McCarthy Square
McCarthy Square
The 1811 Commissioners’ Plan, the far-reaching gridiron pattern which laid out the streets and avenues of Manhattan, had little immediate impact on the western part of Greenwich Village. The grid was intended to provide a system for the orderly development of land between 14th Street and Washington Heights. However the geography of the West Village had evolved in an unregulated fashion since colonial days, emerging from marshland to farmland and then from a rural suburb to a densely-settled residential, commercial, and industrial neighborhood full of crooked streets.
Not until the 1910s and 1920s were Seventh and Eighth Avenues extended south of 14th Street. As a result, a number of small irregular parcels were created, including the traffic island at Charles Street, Waverly Place, and Seventh Avenue South. This parcel was acquired as a street and developed by the Borough President of Manhattan. In 1943, by Local Law 16, the City Council named the site in memory of Private First Class Bernard Joseph McCarthy, who was born and raised in Greenwich Village. A Marine, McCarthy was killed at Guadalcanal in the Solomon Islands in August 1942 at the age of twenty-two. His was the first reported death of a Greenwich Village resident in the war.

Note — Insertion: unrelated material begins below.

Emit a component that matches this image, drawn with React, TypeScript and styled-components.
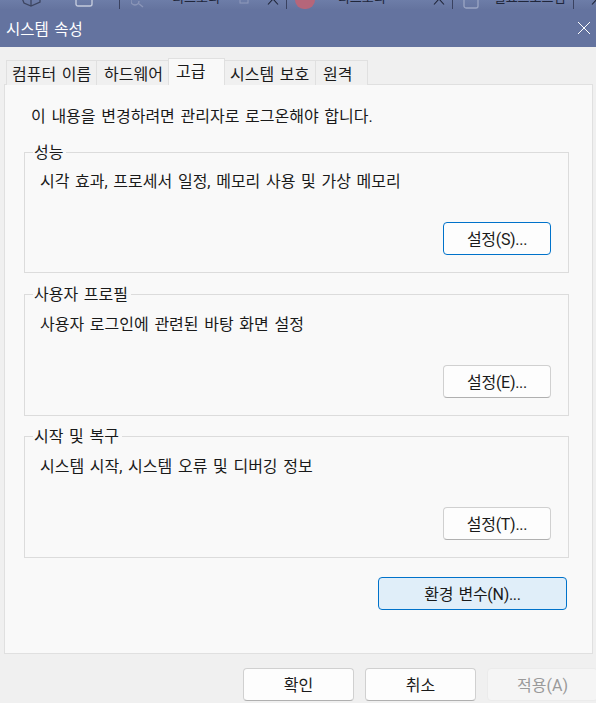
import styled, { createGlobalStyle } from "styled-components";

const GlobalStyle = createGlobalStyle`
  html, body {
    margin: 0;
    padding: 0;
    background: #f0f0f0;
  }
  * {
    box-sizing: border-box;
  }
`;

const tabs = [
  { label: "컴퓨터 이름", width: 91, pad: 5 },
  { label: "하드웨어", width: 73, pad: 7 },
  { label: "고급", width: 57, pad: 7 },
  { label: "시스템 보호", width: 92, pad: 5 },
  { label: "원격", width: 53, pad: 7 },
];

const groups = [
  { title: "성능", text: "시각 효과, 프로세서 일정, 메모리 사용 및 가상 메모리", button: "설정(S)...", focused: true },
  { title: "사용자 프로필", text: "사용자 로그인에 관련된 바탕 화면 설정", button: "설정(E)...", focused: false },
  { title: "시작 및 복구", text: "시스템 시작, 시스템 오류 및 디버깅 정보", button: "설정(T)...", focused: false },
];

const StripX = ({ left }: { left: number }) => (
  <StripIcon $left={left} $top>
    <svg width="12" height="5" viewBox="0 0 12 5">
      <path d="M6 -1L1 4.5M6 -1l5 5.5" stroke="#20263a" strokeWidth="1.1" fill="none" />
    </svg>
  </StripIcon>
);

export default function App() {
  return (
    <>
      <GlobalStyle />
      <Dialog>
        <TopStrip>
          <StripIcon $left={22}>
            <svg width="20" height="9" viewBox="0 0 20 9">
              <path d="M0 -2l2 5 7 3 9-4V-2M9 6V0" stroke="#3d4560" strokeWidth="1.3" fill="none" />
            </svg>
          </StripIcon>
          <StripIcon $left={33}>
            <svg width="18" height="9" viewBox="0 0 18 9">
              <rect x="1" y="-6" width="16" height="12" rx="2" stroke="#c3cadc" strokeWidth="1.4" fill="none" />
            </svg>
          </StripIcon>
          <StripDivider $left={26} />
          <StripIcon $left={11}>
            <svg width="14" height="9" viewBox="0 0 14 9">
              <path d="M4 -3a4 4 0 1 0 4 4M7 3l5 4" stroke="#8b96b8" strokeWidth="1.4" fill="none" />
            </svg>
          </StripIcon>
          <StripText $left={27}>티스토리</StripText>
          <StripIcon $left={19}>
            <svg width="10" height="9" viewBox="0 0 10 9">
              <rect x="1" y="-4" width="8" height="7" stroke="#8f9abb" strokeWidth="1" fill="none" />
            </svg>
          </StripIcon>
          <StripX left={18} />
          <StripDivider $left={7} />
          <StripBadge $left={8} />
          <StripText $left={23}>티스토리</StripText>
          <StripX left={47} />
          <StripDivider $left={7} />
          <StripIcon $left={10}>
            <svg width="16" height="9" viewBox="0 0 16 9">
              <rect x="1" y="-6" width="14" height="14" rx="2" stroke="#9aa5c3" strokeWidth="1.3" fill="none" />
            </svg>
          </StripIcon>
          <StripText $left={15}>필요프로그램</StripText>
          <StripDivider $left={8} />
          <StripX left={17} />
        </TopStrip>
        <TitleBar>
          <Title>시스템 속성</Title>
          <svg width="14" height="14" viewBox="0 0 14 14">
            <path d="M1 1l12 12M13 1L1 13" stroke="#fff" strokeWidth="1" fill="none" />
          </svg>
        </TitleBar>
        <Body>
          <TabRow>
            {tabs.map((t) => (
              <Tab key={t.label} $active={t.label === "고급"} $width={t.width} $pad={t.pad}>
                {t.label}
              </Tab>
            ))}
          </TabRow>
          <Panel>
            <Notice>이 내용을 변경하려면 관리자로 로그온해야 합니다.</Notice>
            {groups.map((g) => (
              <Group key={g.title} $compact={g.focused}>
                <GroupTitle>{g.title}</GroupTitle>
                <GroupText>{g.text}</GroupText>
                <GroupFooter>
                  <Button $focused={g.focused}>{g.button}</Button>
                </GroupFooter>
              </Group>
            ))}
            <EnvRow>
              <EnvButton>환경 변수(N)...</EnvButton>
            </EnvRow>
          </Panel>
          <Footer>
            <FooterButton>확인</FooterButton>
            <FooterButton>취소</FooterButton>
            <FooterButton $disabled>적용(A)</FooterButton>
          </Footer>
        </Body>
      </Dialog>
    </>
  );
}

const Dialog = styled.div`
  width: 596px;
  height: 703px;
  overflow: hidden;
  display: flex;
  flex-direction: column;
  font-family: Roboto, "Noto Sans CJK KR", sans-serif;
  font-size: 16px;
  word-spacing: 1.7px;
  color: #1a1a1a;
`;

const TopStrip = styled.div`
  height: 9px;
  flex-shrink: 0;
  background: linear-gradient(#6d7da8, #65749f);
  display: flex;
  align-items: flex-end;
  overflow: hidden;
`;

const StripIcon = styled.div<{ $left: number; $top?: boolean }>`
  margin-left: ${(p) => p.$left}px;
  height: ${(p) => (p.$top ? "5px" : "9px")};
  align-self: flex-start;
  display: flex;
  flex-shrink: 0;
`;

const StripDivider = styled.div<{ $left: number }>`
  margin-left: ${(p) => p.$left}px;
  width: 1px;
  height: 9px;
  flex-shrink: 0;
  background: #3a4260;
`;

const StripText = styled.div<{ $left: number }>`
  margin-left: ${(p) => p.$left}px;
  font-size: 13px;
  line-height: 9px;
  height: 9px;
  color: #20263a;
  white-space: nowrap;
  flex-shrink: 0;
  transform: translateY(-7px);
`;

const StripBadge = styled.div<{ $left: number }>`
  margin-left: ${(p) => p.$left}px;
  width: 20px;
  height: 9px;
  flex-shrink: 0;
  border-radius: 0 0 10px 10px;
  background: #b5667a;
`;

const TitleBar = styled.div`
  height: 38px;
  flex-shrink: 0;
  background: #64739f;
  display: flex;
  align-items: center;
  justify-content: space-between;
  padding: 0 5px 0 6px;
`;

const Title = styled.div`
  color: #fff;
  font-size: 15.5px;
`;

const Body = styled.div`
  flex: 1;
  background: #f0f0f0;
  display: flex;
  flex-direction: column;
  padding: 11px 0 0 4px;
`;

const TabRow = styled.div`
  display: flex;
  height: 27px;
  padding-left: 2px;
  align-items: flex-end;
`;

const Tab = styled.div<{ $active?: boolean; $width: number; $pad: number }>`
  width: ${(p) => p.$width}px;
  height: ${(p) => (p.$active ? "27px" : "25px")};
  padding: ${(p) => `0 0 ${p.$active ? 5 : 1}px ${p.$pad}px`};
  display: flex;
  align-items: center;
  background: ${(p) => (p.$active ? "#f9f9f9" : "#f0f0f0")};
  border: 1px solid #e0e0e0;
  border-bottom: none;
  margin-right: -1px;
  white-space: nowrap;
  position: relative;
  z-index: ${(p) => (p.$active ? 1 : 0)};
`;

const Panel = styled.div`
  height: 570px;
  width: 589px;
  background: #f9f9f9;
  border: 1px solid #e0e0e0;
  padding: 22px 22px 0 19px;
  display: flex;
  flex-direction: column;
  margin-top: -1px;
`;

const Notice = styled.div`
  padding-left: 7px;
  height: 20px;
  line-height: 20px;
  margin-bottom: 25px;
`;

const Group = styled.div<{ $compact?: boolean }>`
  position: relative;
  width: 545px;
  height: ${(p) => (p.$compact ? "121px" : "122px")};
  border: 1px solid #dcdcdc;
  padding: ${(p) => (p.$compact ? "19px" : "20px")} 15px 0;
  margin-bottom: ${(p) => (p.$compact ? "21px" : "20px")};
  display: flex;
  flex-direction: column;
`;

const GroupTitle = styled.div`
  position: absolute;
  top: -10px;
  left: 8px;
  padding: 0 3px 0 1px;
  line-height: 20px;
  background: #f9f9f9;
`;

const GroupText = styled.div`
  line-height: 20px;
`;

const GroupFooter = styled.div`
  margin-top: 30px;
  display: flex;
  justify-content: flex-end;
  padding-right: 2px;
`;

const Button = styled.div<{ $focused?: boolean }>`
  width: 108px;
  height: 33px;
  padding-bottom: 2px;
  letter-spacing: -0.3px;
  display: flex;
  align-items: center;
  justify-content: center;
  background: #fdfdfd;
  border: 1px solid ${(p) => (p.$focused ? "#0072ca" : "#d0d0d0")};
  border-bottom-color: ${(p) => (p.$focused ? "#0072ca" : "#b0b0b0")};
  border-radius: 4px;
`;

const EnvRow = styled.div`
  display: flex;
  justify-content: flex-end;
  width: 543px;
  margin-top: -1px;
`;

const EnvButton = styled.div`
  width: 189px;
  height: 33px;
  padding-bottom: 2px;
  letter-spacing: -0.3px;
  display: flex;
  align-items: center;
  justify-content: center;
  background: #e0eef9;
  border: 1px solid #0072ca;
  border-radius: 4px;
`;

const Footer = styled.div`
  display: flex;
  gap: 11px;
  padding: 14px 0 0 239px;
`;

const FooterButton = styled.div<{ $disabled?: boolean }>`
  width: 111px;
  height: 33px;
  padding-bottom: 2px;
  flex-shrink: 0;
  display: flex;
  align-items: center;
  justify-content: center;
  background: ${(p) => (p.$disabled ? "#f5f5f5" : "#fdfdfd")};
  color: ${(p) => (p.$disabled ? "#9a9a9a" : "#1a1a1a")};
  border: 1px solid ${(p) => (p.$disabled ? "#ebebeb" : "#d0d0d0")};
  border-bottom-color: ${(p) => (p.$disabled ? "#ebebeb" : "#b0b0b0")};
  border-radius: 4px;
`;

McCarthy Square’s original central flagpole once stood on the grounds of the 1939-1940 World’s Fair in Flushing, Queens, but has since been replaced. After the original was moved to this site it was embellished with an inscribed base of Deer Isle granite on behalf of neighborhood residents and the Dr. George A. Hayunga Maritime Post #1069 of the American Legion. Both the park and the memorial flagstaff were dedicated in June of 1943 and pay tribute to a brave son of Greenwich Village.